When the UCP lets the NDP determine who should or should not run as a UCP candidate, which laws that they passed should remain on the books and not be repealed by a four-year UCP majority government, and cede to the cultural values of the NDP in the public square, then the UCP should not be surprised that the province will eventually vote for the NDP.


This lesson does not just apply solely to the UCP or Danielle Smith, it is a lesson that has application across Canada to the Saskatchewan Party, the Progressive Conservative Party of Manitoba, the Progressive Conservative Party of Ontario, and the federal Conservative Party of Canada, to name a few.

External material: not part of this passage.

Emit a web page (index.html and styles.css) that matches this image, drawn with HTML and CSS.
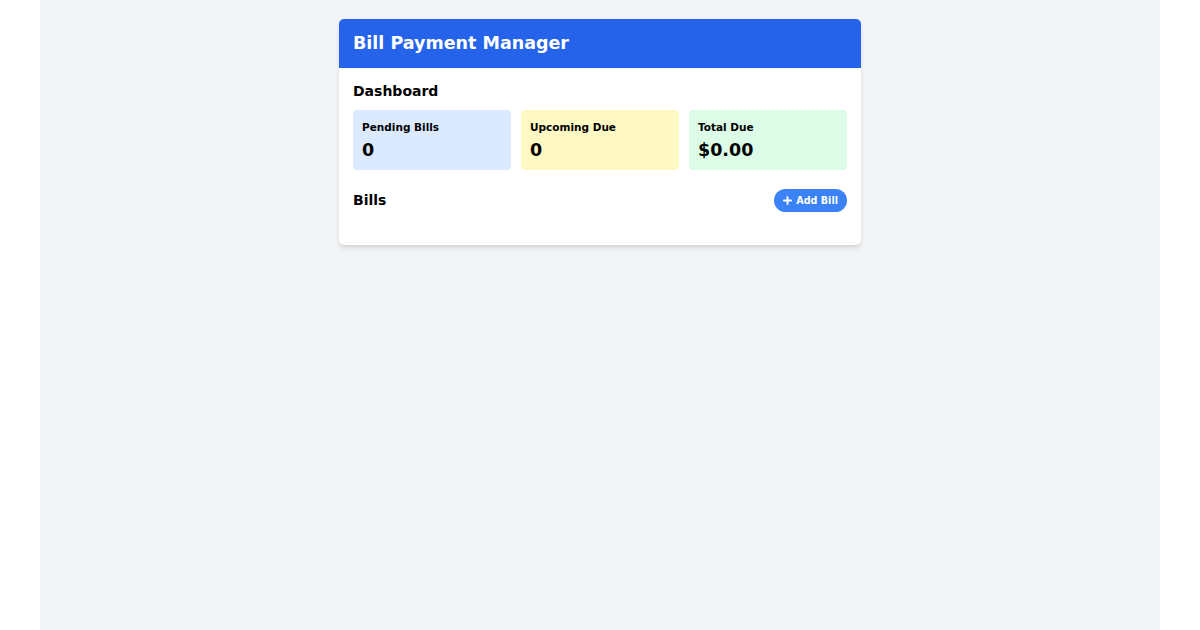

Very few who are concerned over the aggressive push of gender ideology in the public school system are also supportive of the carbon tax. It is important for conservative parties to be promoting conservative economic values, just as liberal parties promote liberal economic values. However, in this country liberal parties promote liberal cultural values (which is to be expected), but our conservative parties are nowhere to be seen on those cultural issues, or worse:



The ample cowardice of these supposed conservative political parties, their leaders, their full-time staff, and their caucuses have toward engaging in the great and urgent cultural battles of our time will have long-term consequences that are being played out in what used to be rock-ribbed conservative Alberta before our very eyes.


When the NDP were first elected in 2015, many conservatives rightly identified that having a united conservative vote would make the NDP an accidental government, and while that was true for the subsequent election in 2019, it appears that was very temporary.


Welcome to the age of accidental UCP governments, Alberta.


At least, as long as your conservative party refuses to be culturally conservative.